# Written instruction
Go through the data below and gather each line containing "screenshot".

A run of records
»»

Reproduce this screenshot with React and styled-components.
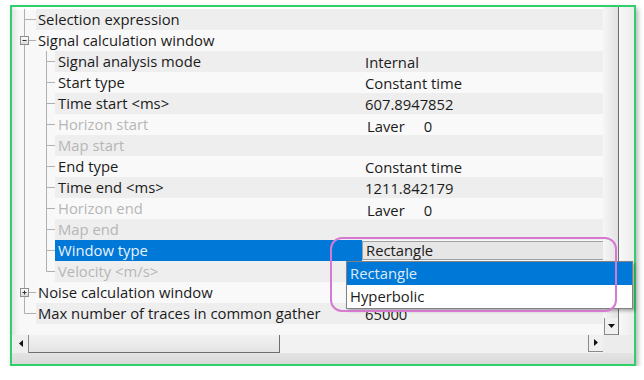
import React from "react";
import styled, { createGlobalStyle } from "styled-components";

const GlobalStyle = createGlobalStyle`
  html, body {
    margin: 0;
    padding: 0;
    background: #ffffff;
  }
  body {
    font-family: "Open Sans", "Noto Sans", sans-serif;
  }
`;

const rows = [
  { level: 1, name: "Selection expression" },
  { level: 1, name: "Signal calculation window", expander: "minus" },
  { level: 2, name: "Signal analysis mode", value: "Internal" },
  { level: 2, name: "Start type", value: "Constant time" },
  { level: 2, name: "Time start <ms>", value: "607.8947852" },
  { level: 2, name: "Horizon start", layer: "0", disabled: true },
  { level: 2, name: "Map start", disabled: true },
  { level: 2, name: "End type", value: "Constant time" },
  { level: 2, name: "Time end <ms>", value: "1211.842179" },
  { level: 2, name: "Horizon end", layer: "0", disabled: true },
  { level: 2, name: "Map end", disabled: true },
  { level: 2, name: "Window type", value: "Rectangle", selected: true, editor: true },
  { level: 2, name: "Velocity <m/s>", disabled: true, lastChild: true },
  { level: 1, name: "Noise calculation window", expander: "plus" },
  { level: 1, name: "Max number of traces in common gather", value: "65000", last: true },
];

const LINE = "#b0b0b0";

// tree connector lines drawn per row
const Gutter = ({ level, expander, last, lastChild }) => {
  const w = level === 1 ? 24 : 43;
  return (
    <GutterSvg width={w} height={21}>
      <line x1="12.5" y1="0" x2="12.5" y2={last ? 10.5 : 21} stroke={LINE} />
      {level === 1 && (
        <line x1={expander ? 17 : 12.5} y1="10.5" x2="24" y2="10.5" stroke={LINE} />
      )}
      {level === 2 && (
        <>
          <line x1="34.5" y1="0" x2="34.5" y2={lastChild ? 10.5 : 21} stroke={LINE} />
          <line x1="34.5" y1="10.5" x2="43" y2="10.5" stroke={LINE} />
        </>
      )}
      {expander && (
        <>
          <defs>
            <linearGradient id={`exp-${expander}`} x1="0" y1="0" x2="0" y2="1">
              <stop offset="0" stopColor="#ffffff" />
              <stop offset="1" stopColor="#d8d8d8" />
            </linearGradient>
          </defs>
          <rect
            x="8.5"
            y="6.5"
            width="8"
            height="8"
            fill={`url(#exp-${expander})`}
            stroke="#8e8e8e"
          />
          <line x1="10.5" y1="10.5" x2="14.5" y2="10.5" stroke="#333" />
          {expander === "plus" && (
            <line x1="12.5" y1="8.5" x2="12.5" y2="12.5" stroke="#333" />
          )}
        </>
      )}
    </GutterSvg>
  );
};

const App = () => {
  return (
    <>
      <GlobalStyle />
      <Frame>
        <Main>
          <TreePane>
            {rows.map((row, i) => (
              <Row key={row.name}>
                <Gutter {...row} />
                <Cells $band={i % 2 === 0}>
                  <Name
                    $level={row.level}
                    $disabled={row.disabled}
                    $selected={row.selected}
                  >
                    {row.name}
                  </Name>
                  <Value>
                    {row.editor ? (
                      <Editor>{row.value}</Editor>
                    ) : row.layer ? (
                      <LayerValue>
                        <span>Laver</span>
                        <span>{row.layer}</span>
                      </LayerValue>
                    ) : (
                      <ValueText>{row.value}</ValueText>
                    )}
                  </Value>
                </Cells>
              </Row>
            ))}
          </TreePane>
          <VScroll>
            <ArrowButton $side="down">
              <svg width="8" height="5">
                <polygon points="0,0 7,0 3.5,4" fill="#111" />
              </svg>
            </ArrowButton>
          </VScroll>
          <RightBevel />
        </Main>
        <HScrollRow>
          <LeftButton>
            <svg width="5" height="8">
              <polygon points="4,0 4,7 0,3.5" fill="#111" />
            </svg>
          </LeftButton>
          <Thumb />
          <Track />
          <ArrowButton $side="right">
            <svg width="5" height="8">
              <polygon points="0,0 4,3.5 0,7" fill="#111" />
            </svg>
          </ArrowButton>
          <Corner />
        </HScrollRow>
        <BottomBevel />

        <DropList>
          <ListItem $active>Rectangle</ListItem>
          <ListItem>Hyperbolic</ListItem>
        </DropList>
        <Annotation />
      </Frame>
    </>
  );
};

const Frame = styled.div`
  position: relative;
  box-sizing: border-box;
  width: 626px;
  height: 361px;
  margin: 5px 0 0 10px;
  border: 2px solid #2fcf6a;
  display: flex;
  flex-direction: column;
  background: #f4f4f4;
  box-shadow: 2px 3px 5px rgba(0, 0, 0, 0.3);
  font-size: 14.8px;
  color: #1b1b1b;
`;

const Main = styled.div`
  display: flex;
  height: 328px;
`;

const TreePane = styled.div`
  flex: 1;
  padding-top: 2px;
  overflow: hidden;
  background: #f8f8f8;
  box-shadow: inset 7px 0 6px -5px rgba(0, 0, 0, 0.12),
    inset 0 3px 0 #ffffff;
`;

const Row = styled.div`
  display: flex;
  height: 21px;
`;

const GutterSvg = styled.svg`
  flex: none;
  display: block;
`;

const Cells = styled.div`
  flex: 1;
  display: flex;
  background: ${(p) => (p.$band ? "#eeeeee" : "#f9f9f9")};
`;

const Name = styled.div`
  flex: 1;
  padding-left: ${(p) => (p.$level === 1 ? 2 : 3)}px;
  line-height: 21px;
  white-space: nowrap;
  background: ${(p) => (p.$selected ? "#0078d7" : "transparent")};
  color: ${(p) =>
    p.$selected ? "#eaf2fc" : p.$disabled ? "#b6b6b6" : "#1b1b1b"};
`;

const Value = styled.div`
  width: 241px;
  flex: none;
  display: flex;
  align-items: center;
`;

const ValueText = styled.span`
  padding-left: 3px;
  white-space: nowrap;
`;

const LayerValue = styled.span`
  display: flex;
  gap: 19px;
  padding: 3px 0 0 5px;
`;

const Editor = styled.div`
  box-sizing: border-box;
  width: 100%;
  height: 19px;
  line-height: 17px;
  padding-left: 3px;
  background: #e6e6e6;
  border: 1px solid #a0a0a0;
  border-right: none;
`;

const VScroll = styled.div`
  width: 15px;
  border-right: 1px solid #6e6e6e;
  display: flex;
  flex-direction: column;
  justify-content: flex-end;
  background: linear-gradient(to right, #f6f6f6, #e2e2e2);
`;

const ArrowButton = styled.div`
  box-sizing: border-box;
  width: ${(p) => (p.$side === "down" ? 14 : 15)}px;
  height: 17px;
  margin-left: ${(p) => (p.$side === "down" ? 1 : 0)}px;
  display: flex;
  align-items: center;
  justify-content: center;
  border-left: 1px solid #8a8a8a;
  border-bottom: 1px solid #8a8a8a;
  background: #f0f0f0;
`;

const RightBevel = styled.div`
  width: 15px;
  background: linear-gradient(to right, #f8f8f8, #ececec);
`;

const HScrollRow = styled.div`
  display: flex;
  height: 18px;
`;

const LeftButton = styled.div`
  width: 17px;
  border-right: 1px solid #8a8a8a;
  display: flex;
  align-items: center;
  justify-content: center;
  padding-left: 2px;
  box-sizing: border-box;
  background: #efefef;
`;

const Thumb = styled.div`
  width: 250px;
  border-right: 1px solid #6e6e6e;
  border-bottom: 1px solid #6e6e6e;
  background: linear-gradient(#f2f2f2, #e4e4e4);
`;

const Track = styled.div`
  flex: 1;
  background: #f2f2f2;
`;

const Corner = styled.div`
  width: 31px;
  background: #ececec;
`;

const BottomBevel = styled.div`
  flex: 1;
  background: linear-gradient(#e4e4e4, #d9d9d9);
`;

const DropList = styled.div`
  position: absolute;
  left: 334px;
  top: 254px;
  width: 287px;
  box-sizing: border-box;
  border: 1px solid #828282;
  background: #ffffff;
  box-shadow: 2px 2px 3px rgba(0, 0, 0, 0.3);
  z-index: 2;
`;

const ListItem = styled.div`
  height: 23px;
  line-height: 23px;
  padding-left: 3px;
  background: ${(p) => (p.$active ? "#0078d7" : "#ffffff")};
  color: ${(p) => (p.$active ? "#dfeaf8" : "#1b1b1b")};
`;

const Annotation = styled.div`
  position: absolute;
  left: 318px;
  top: 230px;
  width: 287px;
  height: 75px;
  box-sizing: border-box;
  border: 2px solid #d57ad0;
  border-radius: 12px;
  z-index: 3;
  pointer-events: none;
`;

export default App;
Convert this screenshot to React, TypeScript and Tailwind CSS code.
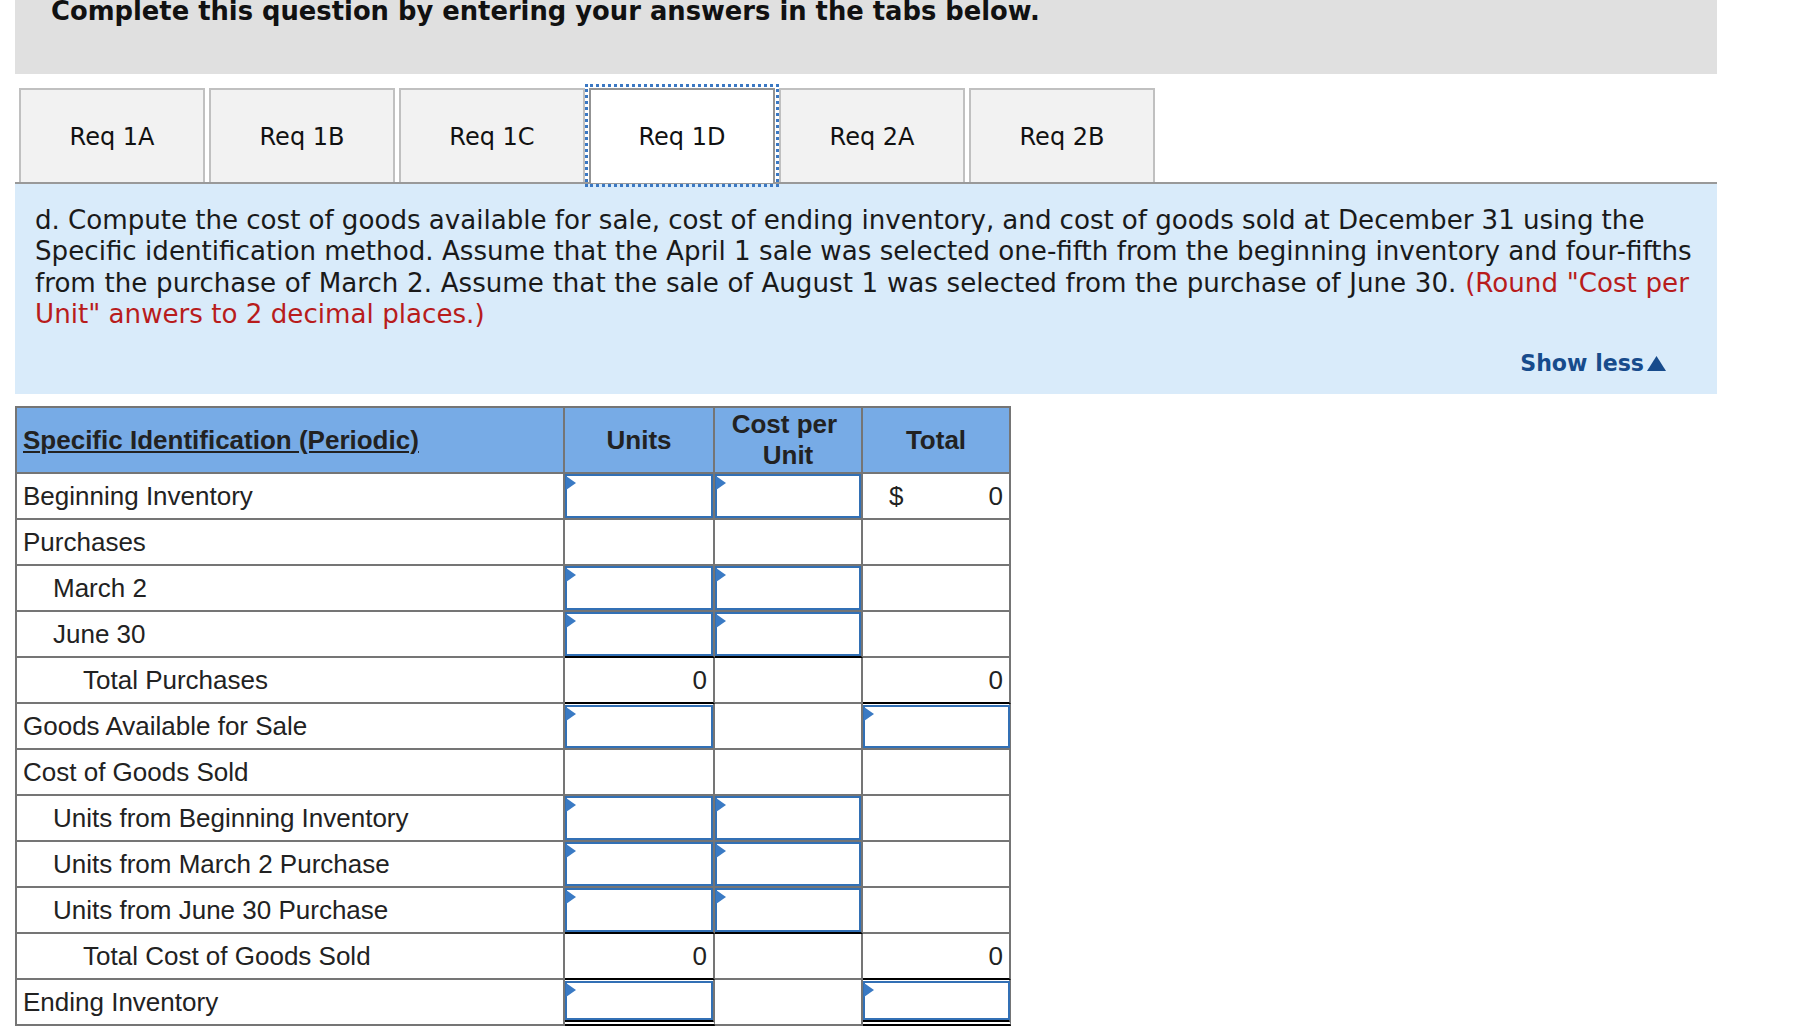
import React from "react";

const TABS = ["Req 1A", "Req 1B", "Req 1C", "Req 1D", "Req 2A", "Req 2B"];

type Cell = "" | "input" | "0" | "$0";
type Row = {
  label: string;
  indent?: 0 | 1 | 2;
  cells: [Cell, Cell, Cell];
  black?: [boolean, boolean, boolean];
  afterBlack?: boolean;
};

const ROWS: Row[] = [
  { label: "Beginning Inventory", cells: ["input", "input", "$0"] },
  { label: "Purchases", cells: ["", "", ""] },
  { label: "March 2", indent: 1, cells: ["input", "input", ""] },
  { label: "June 30", indent: 1, cells: ["input", "input", ""], black: [true, true, false] },
  { label: "Total Purchases", indent: 2, cells: ["0", "", "0"], black: [true, false, true] },
  { label: "Goods Available for Sale", cells: ["input", "", "input"], afterBlack: true },
  { label: "Cost of Goods Sold", cells: ["", "", ""] },
  { label: "Units from Beginning Inventory", indent: 1, cells: ["input", "input", ""] },
  { label: "Units from March 2 Purchase", indent: 1, cells: ["input", "input", ""] },
  { label: "Units from June 30 Purchase", indent: 1, cells: ["input", "input", ""], black: [true, true, false] },
  { label: "Total Cost of Goods Sold", indent: 2, cells: ["0", "", "0"], black: [true, false, true] },
];

function Input({ last, kind }: { last?: boolean; kind?: "gap" | "short" }) {
  const size = kind === "short" ? "mt-[1px] h-[39px]" : kind === "gap" ? "mt-[1px] h-[43px]" : "h-[44px]";
  return (
    <div className={`relative border-2 border-[#3270b5] bg-white ${last ? "-mr-[1px]" : ""} ${size}`}>
      <svg className="absolute left-[-1px] top-0" width="10" height="14" viewBox="0 0 10 14">
        <path d="M0 0 L10 7 L0 14 Z" fill="#3a7ac4" />
      </svg>
    </div>
  );
}

function Td({ cell, black, last, gap }: { cell: Cell; black?: boolean; last?: boolean; gap?: boolean }) {
  const base = `h-[46px] p-0 border-r-2 border-b-2 align-top ${black ? "border-b-black" : "border-b-[#757575]"} border-r-[#757575]`;
  if (cell === "input") {
    return (
      <td className={base}>
        <Input last={last} kind={gap ? "gap" : undefined} />
      </td>
    );
  }
  const text = "flex h-[44px] items-center pr-[6px]";
  if (cell === "$0") {
    return (
      <td className={base}>
        <div className={`${text} justify-between pl-[26px]`}>
          <span>$</span>
          <span>0</span>
        </div>
      </td>
    );
  }
  return (
    <td className={base}>
      <div className={`${text} justify-end`}>{cell}</div>
    </td>
  );
}

export default function App() {
  return (
    <div className="h-[1035px] w-[1815px] overflow-hidden bg-white font-['DejaVu_Sans',sans-serif] text-[#111]">
      <div className="ml-[15px] w-[1702px]">
        <div className="h-[74px] bg-[#e0e0e0] pl-[36px]">
          <p className="text-[25.8px] leading-[23px] font-bold">
            Complete this question by entering your answers in the tabs below.
          </p>
        </div>

        <div className="mt-[14px] flex h-[96px] gap-[4px] border-b-2 border-b-[#999999] pl-[4px]">
          {TABS.map((t, i) =>
            i === 3 ? (
              <div
                key={t}
                className="relative z-10 flex h-[95px] w-[186px] items-center justify-center border-2 border-b-0 border-[#939393] bg-white text-[24px] outline-[3px] outline-offset-[1px] outline-dotted outline-[#3a78c3]"
              >
                {t}
              </div>
            ) : (
              <div
                key={t}
                className="flex h-[94px] w-[186px] items-center justify-center border-2 border-b-0 border-[#c0c0c0] bg-[#f2f2f2] pt-[2px] text-[24px]"
              >
                {t}
              </div>
            )
          )}
        </div>

        <div className="h-[210px] bg-[#d9ebfa] px-[20px] pt-[21px] text-[26.15px] leading-[31.3px] text-[#1a1a1a]">
          <p>
            <span className="block [word-spacing:-0.23px]">
              d. Compute the cost of goods available for sale, cost of ending inventory, and cost of goods sold at December 31 using the
            </span>
            <span className="block">
              Specific identification method. Assume that the April 1 sale was selected one-fifth from the beginning inventory and four-fifths
            </span>
            <span className="block [word-spacing:0.37px]">
              from the purchase of March 2. Assume that the sale of August 1 was selected from the purchase of June 30.{" "}
              <span className="text-[#b81c1c]">(Round "Cost per</span>
            </span>
            <span className="block text-[#b81c1c]">Unit" anwers to 2 decimal places.)</span>
          </p>
          <div className="mt-[18px] flex items-center justify-end gap-[3px] pr-[31px] text-[22.1px] leading-[30px] font-bold text-[#174b8c]">
            <span>Show less</span>
            <svg width="19" height="15" viewBox="0 0 19 15">
              <path d="M9.5 0 L19 15 L0 15 Z" fill="#174b8c" />
            </svg>
          </div>
        </div>

        <table className="mt-[12px] w-[996px] table-fixed border-separate border-spacing-0 font-['Liberation_Sans',sans-serif] text-[26px] text-[#222]">
          <colgroup>
            <col className="w-[550px]" />
            <col className="w-[150px]" />
            <col className="w-[148px]" />
            <col className="w-[148px]" />
          </colgroup>
          <thead>
            <tr className="bg-[#77abe6] font-bold">
              <th className="h-[68px] border-2 border-[#757575] pl-[6px] text-left">
                <span className="underline">Specific Identification (Periodic)</span>
              </th>
              <th className="border-y-2 border-r-2 border-[#757575]">Units</th>
              <th className="border-y-2 border-r-2 border-[#757575] leading-[31px] font-bold">
                Cost per&nbsp;
                <br />
                Unit
              </th>
              <th className="border-y-2 border-r-2 border-[#757575]">Total</th>
            </tr>
          </thead>
          <tbody>
            {ROWS.map((r) => (
              <tr key={r.label}>
                <td
                  className={`h-[46px] border-x-2 border-b-2 border-[#757575] ${
                    r.indent === 1 ? "pl-[36px]" : r.indent === 2 ? "pl-[66px]" : "pl-[6px]"
                  }`}
                >
                  {r.label}
                </td>
                {r.cells.map((c, i) => (
                  <Td key={i} cell={c} black={r.black?.[i]} last={i === 2} gap={r.afterBlack} />
                ))}
              </tr>
            ))}
            <tr>
              <td className="h-[46px] border-x-2 border-b-2 border-[#757575] pl-[6px]">Ending Inventory</td>
              <td className="h-[46px] border-r-2 border-b-[6px] border-double border-r-[#757575] border-b-black p-0 align-top">
                <Input kind="short" />
              </td>
              <td className="h-[46px] border-r-2 border-b-2 border-[#757575]"></td>
              <td className="h-[46px] border-r-2 border-b-[6px] border-double border-r-[#757575] border-b-black p-0 align-top">
                <Input kind="short" last />
              </td>
            </tr>
          </tbody>
        </table>
      </div>
    </div>
  );
}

««

# Complete answer
Reproduce this screenshot with React and styled-components.
Convert this screenshot to React, TypeScript and Tailwind CSS code.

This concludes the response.